I finished my truck a while ago but I have been traveling so I wanted to post some pictures of everything finished and some of the products I used. Results are amazing and for a truck that was used as a truck with 150,000 miles I think the results speak for themselves.


First I used a clay bar over the entire truck which made a huge difference. Then I used the following Adams products in order (all of this was done using a Flex machine polisher):

Sever Swirl Remover

Swirl and Haze Remover

Fine Machine Polish


For final steps by hand I used a Buttery Wax and the last product for the paint was Brilliant Glaze.

I also used VRT on all plastic and rubber.

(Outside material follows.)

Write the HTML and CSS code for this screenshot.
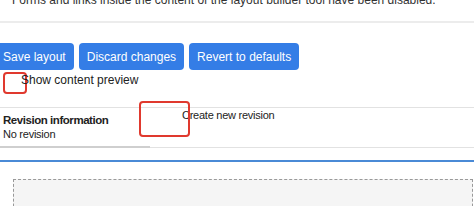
FILE: index.html
```html
<!DOCTYPE html>
<html lang="en">
  <head>
    <meta charset="UTF-8" />
    <meta name="viewport" content="width=device-width, initial-scale=1.0" />
    <title>Layout builder</title>
    <link rel="stylesheet" href="styles.css">
  </head>
  <body>
    <p class="notice">
      Forms and links inside the content of the layout builder tool have been disabled.
    </p>

    <div class="actions">
      <button class="btn">Save layout</button>
      <button class="btn">Discard changes</button>
      <button class="btn">Revert to defaults</button>
    </div>

    <label class="preview">
      <span class="mark mark-check"></span>
      <span class="preview-text">Show content preview</span>
    </label>

    <section class="revision">
      <span class="mark mark-revision"></span>
      <div class="revision-info">
        <strong>Revision information</strong>
        <div>No revision</div>
      </div>
      <div class="revision-options">Create new revision</div>
    </section>

    <div class="builder">
      <div class="dropzone"></div>
    </div>
  </body>
</html>
```

FILE: styles.css
```css
body {
  margin: 0;
  font-family: "Liberation Sans", Arial, sans-serif;
  font-size: 12px;
  color: #222;
  background: white;
  overflow: hidden;
}
.notice {
  margin: -8px 0 0;
  padding: 0 12px;
  height: 29px;
  line-height: 16px;
  color: #333;
  white-space: nowrap;
  border-bottom: 2px solid #ececec;
}
.actions {
  display: flex;
  gap: 5px;
  margin: 20px 0 0 -5px;
}
.btn {
  height: 27px;
  padding: 0 8px;
  border: none;
  border-radius: 4px;
  background-color: #347de6;
  color: white;
  font-family: inherit;
  font-size: 12px;
}
.mark {
  display: block;
  border: 2px solid #e0392e;
  border-radius: 4px;
  box-sizing: border-box;
}
.preview {
  display: flex;
  align-items: flex-start;
  margin: 2px 0 0 3px;
}
.mark-check {
  width: 24px;
  height: 22px;
}
.preview-text {
  margin-left: -6px;
  line-height: 16px;
}
.revision {
  position: relative;
  display: flex;
  margin-top: 13px;
  font-size: 11px;
  letter-spacing: -0.25px;
  line-height: 14px;
  border-top: 1px solid #e2e2e2;
  border-bottom: 1px solid #e2e2e2;
}
.mark-revision {
  position: absolute;
  top: -7px;
  left: 139px;
  width: 51px;
  height: 36px;
}
.revision-info {
  width: 147px;
  padding: 5px 0 5px 3px;
  border-bottom: 2px solid #cfcfcf;
  margin-bottom: -1px;
}
.revision-info strong {
  font-size: 11.5px;
  letter-spacing: -0.45px;
}
.revision-options {
  padding-left: 32px;
}
.builder {
  margin-top: 12px;
  border-top: 2px solid #4a8ad6;
}
.dropzone {
  height: 60px;
  margin: 17px 1px 0 13px;
  border: 1px dashed #999;
  background-color: #f5f5f5;
}
```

For the wheel wells....which was my original dilemma I used the Under Carriage Spray on all plastic liner parts that cleaned up and the rest of the exposed areas I simply used a rubberized undercoating. The undercoating was quick and easy to use and probabluy made the biggest difference in these areas. I was careful not to overspray the undercoating and taped off different areas.


Since I got that carried away I also took apart the whole front bumper section so I could remove the 10 years of rust and grime and repaint some of the brackets since it is visible when it is assembled.


All and all the truck now looks like new. It took a good number of hours and days to do everything but this was not your typical cleaning that I would do. Now should be simple to maintain.













Here you can see before and after polish. Left side of the tailgate has been finished and the right side has not.






Best picture I could get showing the paint after its all done.